***** AVAILABLE DATA *****

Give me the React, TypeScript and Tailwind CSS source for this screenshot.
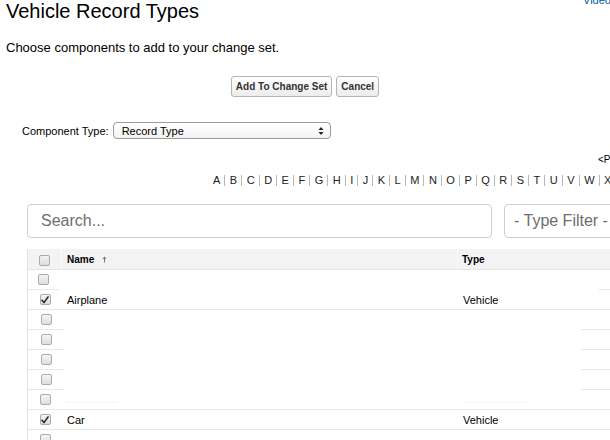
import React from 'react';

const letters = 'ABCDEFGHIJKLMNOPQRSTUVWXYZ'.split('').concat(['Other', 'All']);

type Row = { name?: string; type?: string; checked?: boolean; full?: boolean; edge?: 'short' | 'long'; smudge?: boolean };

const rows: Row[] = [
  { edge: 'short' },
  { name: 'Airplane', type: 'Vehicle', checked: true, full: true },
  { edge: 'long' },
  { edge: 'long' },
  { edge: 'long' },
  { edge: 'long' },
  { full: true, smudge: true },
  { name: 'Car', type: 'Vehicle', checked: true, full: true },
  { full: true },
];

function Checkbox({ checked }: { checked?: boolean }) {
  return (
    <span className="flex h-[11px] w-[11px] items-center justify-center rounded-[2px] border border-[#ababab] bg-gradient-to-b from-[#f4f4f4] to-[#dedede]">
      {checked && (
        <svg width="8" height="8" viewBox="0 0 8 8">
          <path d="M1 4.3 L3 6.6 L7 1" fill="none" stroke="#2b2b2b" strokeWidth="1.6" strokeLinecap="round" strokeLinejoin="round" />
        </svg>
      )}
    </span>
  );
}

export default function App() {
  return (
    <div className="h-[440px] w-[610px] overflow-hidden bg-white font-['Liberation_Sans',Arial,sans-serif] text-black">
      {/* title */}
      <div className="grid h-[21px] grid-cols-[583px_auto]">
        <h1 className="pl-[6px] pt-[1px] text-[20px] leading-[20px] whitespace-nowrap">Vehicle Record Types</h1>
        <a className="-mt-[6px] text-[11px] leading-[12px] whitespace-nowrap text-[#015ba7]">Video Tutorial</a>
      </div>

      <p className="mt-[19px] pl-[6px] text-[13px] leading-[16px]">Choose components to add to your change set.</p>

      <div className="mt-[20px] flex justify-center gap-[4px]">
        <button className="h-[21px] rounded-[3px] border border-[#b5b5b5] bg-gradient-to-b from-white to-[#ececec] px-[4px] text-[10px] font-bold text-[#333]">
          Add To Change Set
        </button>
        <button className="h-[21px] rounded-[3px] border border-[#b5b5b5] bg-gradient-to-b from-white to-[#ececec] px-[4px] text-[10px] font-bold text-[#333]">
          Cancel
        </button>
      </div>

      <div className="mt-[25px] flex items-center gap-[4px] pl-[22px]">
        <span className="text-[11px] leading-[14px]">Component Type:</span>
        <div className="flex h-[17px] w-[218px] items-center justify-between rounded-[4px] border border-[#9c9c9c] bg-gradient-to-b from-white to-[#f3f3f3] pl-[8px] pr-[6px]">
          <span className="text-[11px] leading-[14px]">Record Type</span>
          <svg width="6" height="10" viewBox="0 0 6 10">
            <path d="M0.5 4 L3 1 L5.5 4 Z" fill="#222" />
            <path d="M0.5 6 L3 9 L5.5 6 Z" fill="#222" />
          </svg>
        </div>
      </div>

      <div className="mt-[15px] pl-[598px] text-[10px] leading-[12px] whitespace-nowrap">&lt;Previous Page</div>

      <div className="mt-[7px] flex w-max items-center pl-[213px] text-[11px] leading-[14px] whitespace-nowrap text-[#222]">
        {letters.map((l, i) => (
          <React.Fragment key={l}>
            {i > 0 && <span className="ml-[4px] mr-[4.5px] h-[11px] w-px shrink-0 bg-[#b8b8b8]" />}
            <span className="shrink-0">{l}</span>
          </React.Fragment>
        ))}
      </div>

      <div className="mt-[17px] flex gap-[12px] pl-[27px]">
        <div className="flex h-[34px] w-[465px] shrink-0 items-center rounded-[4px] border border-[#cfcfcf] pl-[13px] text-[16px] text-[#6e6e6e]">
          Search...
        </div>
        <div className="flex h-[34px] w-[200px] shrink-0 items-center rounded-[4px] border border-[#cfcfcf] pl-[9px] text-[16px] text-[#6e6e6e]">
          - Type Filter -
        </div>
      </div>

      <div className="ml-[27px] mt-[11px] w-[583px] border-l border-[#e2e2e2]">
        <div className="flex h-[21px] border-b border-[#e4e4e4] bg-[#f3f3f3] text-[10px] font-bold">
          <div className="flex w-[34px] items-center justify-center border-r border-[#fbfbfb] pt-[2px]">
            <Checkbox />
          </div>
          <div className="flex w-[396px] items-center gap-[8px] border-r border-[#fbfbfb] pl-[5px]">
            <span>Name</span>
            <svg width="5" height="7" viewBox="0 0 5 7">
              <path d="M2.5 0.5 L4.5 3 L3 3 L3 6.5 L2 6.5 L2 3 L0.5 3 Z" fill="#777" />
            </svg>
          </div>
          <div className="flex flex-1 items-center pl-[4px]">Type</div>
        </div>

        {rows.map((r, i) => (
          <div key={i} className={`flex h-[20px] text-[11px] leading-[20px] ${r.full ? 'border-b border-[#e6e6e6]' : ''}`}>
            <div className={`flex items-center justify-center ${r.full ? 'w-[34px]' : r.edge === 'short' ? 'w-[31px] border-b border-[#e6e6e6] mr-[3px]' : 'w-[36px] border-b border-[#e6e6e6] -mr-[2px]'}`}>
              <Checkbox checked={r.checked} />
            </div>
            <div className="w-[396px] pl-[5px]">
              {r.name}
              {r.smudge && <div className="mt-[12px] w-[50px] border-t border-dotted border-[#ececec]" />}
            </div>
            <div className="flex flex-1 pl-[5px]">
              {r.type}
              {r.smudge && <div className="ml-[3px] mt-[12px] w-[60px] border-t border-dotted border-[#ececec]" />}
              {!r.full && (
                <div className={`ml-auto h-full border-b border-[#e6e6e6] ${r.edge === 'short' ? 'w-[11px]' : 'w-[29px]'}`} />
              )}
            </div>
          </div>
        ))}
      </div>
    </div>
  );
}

*****

◆ **WHAT THE EXERCISE ASKS**: Starting at the first line of the material, output exactly the lines up to and including the one with "your change set.</p>". Do not include the pictures.

◆ **THE RESPONSE**:
Give me the React, TypeScript and Tailwind CSS source for this screenshot.
import React from 'react';

const letters = 'ABCDEFGHIJKLMNOPQRSTUVWXYZ'.split('').concat(['Other', 'All']);

type Row = { name?: string; type?: string; checked?: boolean; full?: boolean; edge?: 'short' | 'long'; smudge?: boolean };

const rows: Row[] = [
  { edge: 'short' },
  { name: 'Airplane', type: 'Vehicle', checked: true, full: true },
  { edge: 'long' },
  { edge: 'long' },
  { edge: 'long' },
  { edge: 'long' },
  { full: true, smudge: true },
  { name: 'Car', type: 'Vehicle', checked: true, full: true },
  { full: true },
];

function Checkbox({ checked }: { checked?: boolean }) {
  return (
    <span className="flex h-[11px] w-[11px] items-center justify-center rounded-[2px] border border-[#ababab] bg-gradient-to-b from-[#f4f4f4] to-[#dedede]">
      {checked && (
        <svg width="8" height="8" viewBox="0 0 8 8">
          <path d="M1 4.3 L3 6.6 L7 1" fill="none" stroke="#2b2b2b" strokeWidth="1.6" strokeLinecap="round" strokeLinejoin="round" />
        </svg>
      )}
    </span>
  );
}

export default function App() {
  return (
    <div className="h-[440px] w-[610px] overflow-hidden bg-white font-['Liberation_Sans',Arial,sans-serif] text-black">
      {/* title */}
      <div className="grid h-[21px] grid-cols-[583px_auto]">
        <h1 className="pl-[6px] pt-[1px] text-[20px] leading-[20px] whitespace-nowrap">Vehicle Record Types</h1>
        <a className="-mt-[6px] text-[11px] leading-[12px] whitespace-nowrap text-[#015ba7]">Video Tutorial</a>
      </div>

      <p className="mt-[19px] pl-[6px] text-[13px] leading-[16px]">Choose components to add to your change set.</p>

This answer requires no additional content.